MATERIAL SHOWN

========================

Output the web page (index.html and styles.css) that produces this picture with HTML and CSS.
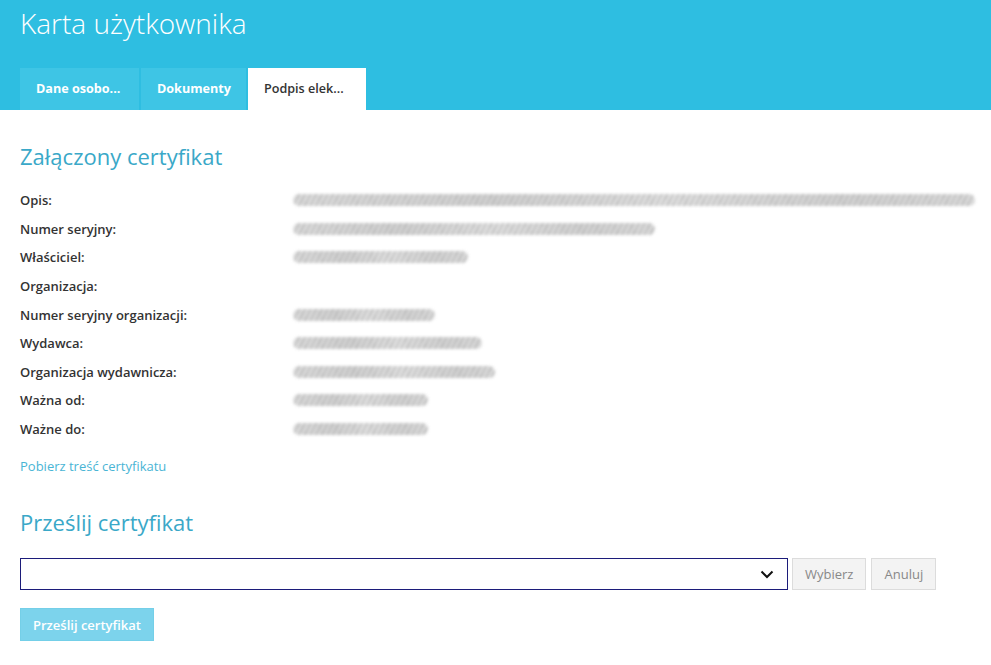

========================

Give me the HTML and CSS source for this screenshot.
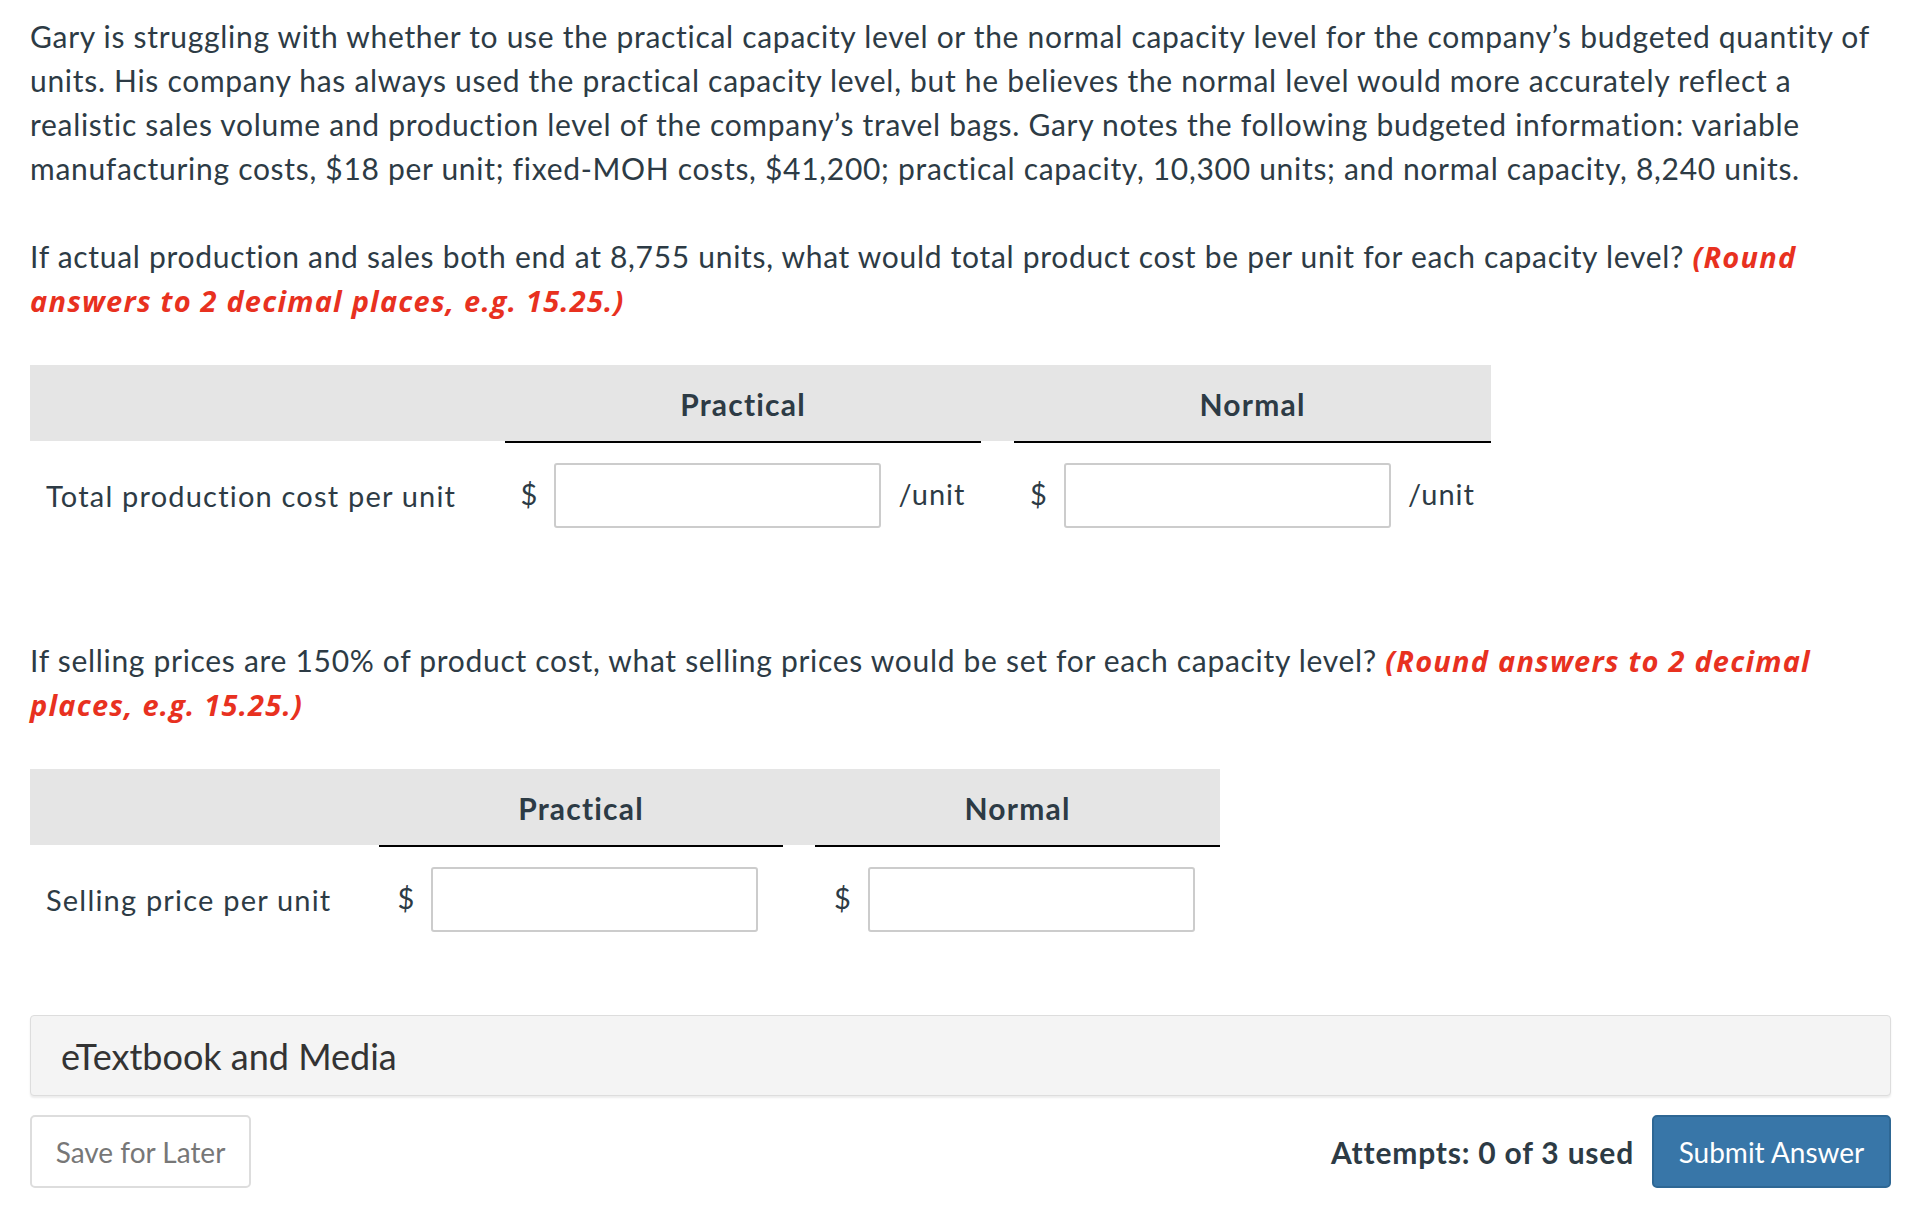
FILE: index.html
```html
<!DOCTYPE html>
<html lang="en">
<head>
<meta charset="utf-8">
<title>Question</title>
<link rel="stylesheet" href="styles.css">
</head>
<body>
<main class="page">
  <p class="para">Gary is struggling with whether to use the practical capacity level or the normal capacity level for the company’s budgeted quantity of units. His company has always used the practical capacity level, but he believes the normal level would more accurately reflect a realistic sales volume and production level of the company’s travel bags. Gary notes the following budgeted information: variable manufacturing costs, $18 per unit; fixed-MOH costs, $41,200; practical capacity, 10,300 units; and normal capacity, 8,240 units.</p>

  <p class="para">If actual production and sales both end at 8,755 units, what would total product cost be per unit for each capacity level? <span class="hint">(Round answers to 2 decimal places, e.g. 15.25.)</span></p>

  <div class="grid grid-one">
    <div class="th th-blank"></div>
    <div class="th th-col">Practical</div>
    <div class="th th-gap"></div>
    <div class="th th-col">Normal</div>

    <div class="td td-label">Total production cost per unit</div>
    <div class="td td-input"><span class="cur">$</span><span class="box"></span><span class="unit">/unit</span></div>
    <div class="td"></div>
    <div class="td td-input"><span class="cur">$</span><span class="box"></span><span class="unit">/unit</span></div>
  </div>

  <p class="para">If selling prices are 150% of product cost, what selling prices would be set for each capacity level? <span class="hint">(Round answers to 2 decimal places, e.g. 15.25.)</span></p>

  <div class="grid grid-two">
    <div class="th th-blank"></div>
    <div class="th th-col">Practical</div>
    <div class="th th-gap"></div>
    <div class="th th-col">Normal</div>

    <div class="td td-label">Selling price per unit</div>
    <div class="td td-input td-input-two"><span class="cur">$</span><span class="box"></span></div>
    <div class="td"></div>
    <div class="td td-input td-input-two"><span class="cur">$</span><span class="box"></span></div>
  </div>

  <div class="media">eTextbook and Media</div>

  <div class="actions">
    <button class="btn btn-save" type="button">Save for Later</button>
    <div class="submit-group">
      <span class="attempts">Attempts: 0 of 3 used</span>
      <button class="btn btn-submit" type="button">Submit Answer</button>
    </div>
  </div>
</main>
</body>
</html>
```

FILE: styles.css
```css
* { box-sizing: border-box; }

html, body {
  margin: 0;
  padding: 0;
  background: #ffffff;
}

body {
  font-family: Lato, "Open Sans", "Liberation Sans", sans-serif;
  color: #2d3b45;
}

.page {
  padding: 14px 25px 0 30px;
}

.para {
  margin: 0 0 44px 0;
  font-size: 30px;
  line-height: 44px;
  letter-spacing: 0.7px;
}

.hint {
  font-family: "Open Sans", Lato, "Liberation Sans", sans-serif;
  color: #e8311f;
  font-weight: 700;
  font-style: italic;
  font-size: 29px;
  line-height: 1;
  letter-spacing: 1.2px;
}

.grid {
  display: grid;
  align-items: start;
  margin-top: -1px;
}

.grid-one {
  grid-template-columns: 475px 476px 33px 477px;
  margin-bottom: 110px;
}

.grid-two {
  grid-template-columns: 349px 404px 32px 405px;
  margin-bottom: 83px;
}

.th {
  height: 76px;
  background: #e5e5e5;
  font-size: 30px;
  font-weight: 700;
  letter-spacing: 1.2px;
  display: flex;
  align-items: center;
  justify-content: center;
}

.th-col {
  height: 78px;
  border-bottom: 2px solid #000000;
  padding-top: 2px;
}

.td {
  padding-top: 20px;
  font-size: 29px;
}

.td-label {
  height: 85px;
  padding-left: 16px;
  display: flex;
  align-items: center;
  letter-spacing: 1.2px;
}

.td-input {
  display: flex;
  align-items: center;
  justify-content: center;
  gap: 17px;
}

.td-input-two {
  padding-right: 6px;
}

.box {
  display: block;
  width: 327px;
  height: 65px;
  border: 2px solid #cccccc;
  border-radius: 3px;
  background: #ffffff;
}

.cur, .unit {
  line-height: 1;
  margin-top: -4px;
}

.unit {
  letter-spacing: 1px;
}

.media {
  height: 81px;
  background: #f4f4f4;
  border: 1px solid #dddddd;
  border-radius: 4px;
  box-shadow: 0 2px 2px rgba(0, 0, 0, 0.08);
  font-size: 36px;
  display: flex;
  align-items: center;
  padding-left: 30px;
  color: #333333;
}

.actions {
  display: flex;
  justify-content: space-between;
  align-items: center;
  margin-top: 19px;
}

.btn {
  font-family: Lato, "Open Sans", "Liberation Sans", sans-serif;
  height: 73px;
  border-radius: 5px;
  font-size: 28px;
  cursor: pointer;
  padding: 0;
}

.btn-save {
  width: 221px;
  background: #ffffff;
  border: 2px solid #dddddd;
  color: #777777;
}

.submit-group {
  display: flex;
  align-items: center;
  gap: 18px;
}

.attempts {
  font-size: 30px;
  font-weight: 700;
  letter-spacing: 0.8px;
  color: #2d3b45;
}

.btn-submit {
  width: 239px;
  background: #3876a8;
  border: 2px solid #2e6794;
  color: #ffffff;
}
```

========================

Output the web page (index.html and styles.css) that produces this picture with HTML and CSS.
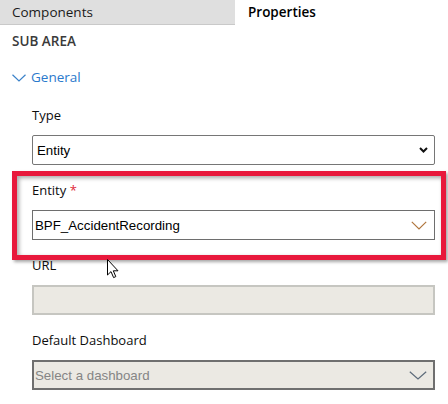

========================

From the listing above, collect every line that mentions the word "page".

EXERCISE RESULT
Output the web page (index.html and styles.css) that produces this picture with HTML and CSS.
<main class="page">
.page {
Output the web page (index.html and styles.css) that produces this picture with HTML and CSS.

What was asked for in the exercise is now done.